# Newbie Jeep TJ Plower



## kcm10883 (Dec 28, 2010)

hey guys im from NJ and i just picked up a meyers 6.5' plow for my 06 Jeep TJ...i got it for a steal (1500) and it was used on this lady's jeep and she told her husband it was ugly n to take it off and was said to be used twice or something...got all the controls wiring etc with it including the mount but it was missing one thing. The toggle switch??? to switch my headlights to the lights on the plow. Would it be best to just go to a pep boys or something and pick up a cheap little toggle switch or is there a specific one i need to work with the plow?...Like i said im a newb with this whole plowing thing, ive used a bobcat but never plowed. Anyway all suggestions are greatly appreciated thank you

Kyle


----------



## yamahagrizzly (Dec 29, 2010)

is the toggle a on-off-on (high-off low) or is it simply a on off? either way to to your local auto parts store and buy one. just make sure its the right 1.

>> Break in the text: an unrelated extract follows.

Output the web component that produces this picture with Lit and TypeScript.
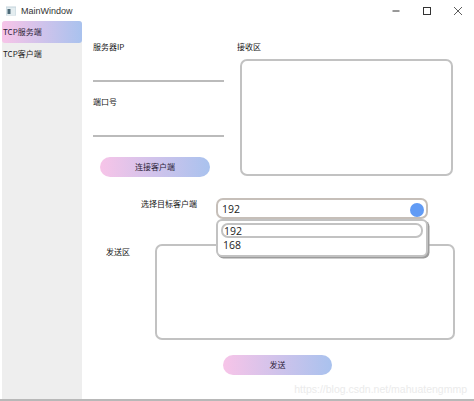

and a tip for you. if the wires you are hooking up dont have a eye or a "fork" end put one on. you dont want to be driveing at night and a wire fall off and you loose your lights.


----------



## PowersTree (Jan 9, 2006)

You will be able to source one from the auto parts store.

First, it needs to be heavy duty (30 amp)

Second, it needs to be on-off-on type. (Truck lights-off-plow lights)


----------



## kcm10883 (Dec 28, 2010)

I have hid lights with only low beams no high beams would I still need on off on switch
?


----------



## Mems (Dec 19, 2009)

kcm10883;1189543 said:


> I have hid lights with only low beams no high beams would I still need on off on switch
> ?


In the plow lights or the Jeep stock housings? I currently only run low beams on my plow lights and dont have any issue. I know for me its very very rare that I turn my highbeams on during a snow storm or when plowing as the light reflecting on the snow blinds my vision even more.


----------



## PowersTree (Jan 9, 2006)

On off on. So that you can switch from truck lights- off - plow lights.

This will allow you to control your lights from your OEM switch. As in hi and lo function. It will require relays, and extensive wiring.

An easier solution would be to just wire the plow lights to a toggle and relay, like you would any auxiliary light, you could turn on your parking lights, flip the plow light toggle on and go. The bonus to this, you could also turn on your truck lights, and have double the lighting.


----------



## Aveerainc (Jan 29, 2009)

If you upgrade the controller and get rid of the touchpad you will not need a toggle switch for your lights...the upgraded controller switches them automatically.


----------



## kcm10883 (Dec 28, 2010)

thanks for all the replies guys..i have one more question for you. Im missing the starter selenoid for the plow without this the plow pump constantly runs..obviously i must go to a meyer dealer and get the part but my question is approximately how much it will cost also i have custom HID headlights in the jeep and i need the plow for the storm TOMORROW and the wiring looks like its gonna be a weekend job and or a professional job and i was also wondering what the cost might be to wire all of it up professionally

Thanks for the speedy replies
Kyle


----------



## BigDBoots (Dec 24, 2008)

Call Smith Brothers, they are located near Sparta NJ, took my buddy and I about 4 hours to hook everything up,
http://www.smithbrothersservices.com/


----------



## kcm10883 (Dec 28, 2010)

ok good deal picked up the solenoid im gonna get it on tonight and test it out before it starts coming down..cross my fingers..i spoke to the meyer dealer in shrewsbury on the ride up the from the shore today and they had told me im going to need to hardwire my plow lights to my battery then get and aux light switch and run them as if they would roll bar lights or some other aux light...seem right?


----------



## PowersTree (Jan 9, 2006)

kcm10883;1192695 said:


> ok good deal picked up the solenoid im gonna get it on tonight and test it out before it starts coming down..cross my fingers..i spoke to the meyer dealer in shrewsbury on the ride up the from the shore today and they had told me im going to need to hardwire my plow lights to my battery then get and aux light switch and run them as if they would roll bar lights or some other aux light...seem right?


Yeah that's the simple way I was trying to explain.


----------



## kcm10883 (Dec 28, 2010)

what a S****Y night...plow wiring got all messed up around 2:30 am..actually ended up taking to smith brothers other brother at ACIS welding and ended up be a wire not grounded correctly. Now, everytime i push my clutch pedal in it screetches like a son of a *****. any ideas?


----------



## theplowmeister (Nov 14, 2006)

Most likely throughout bearing or pilot bearing


----------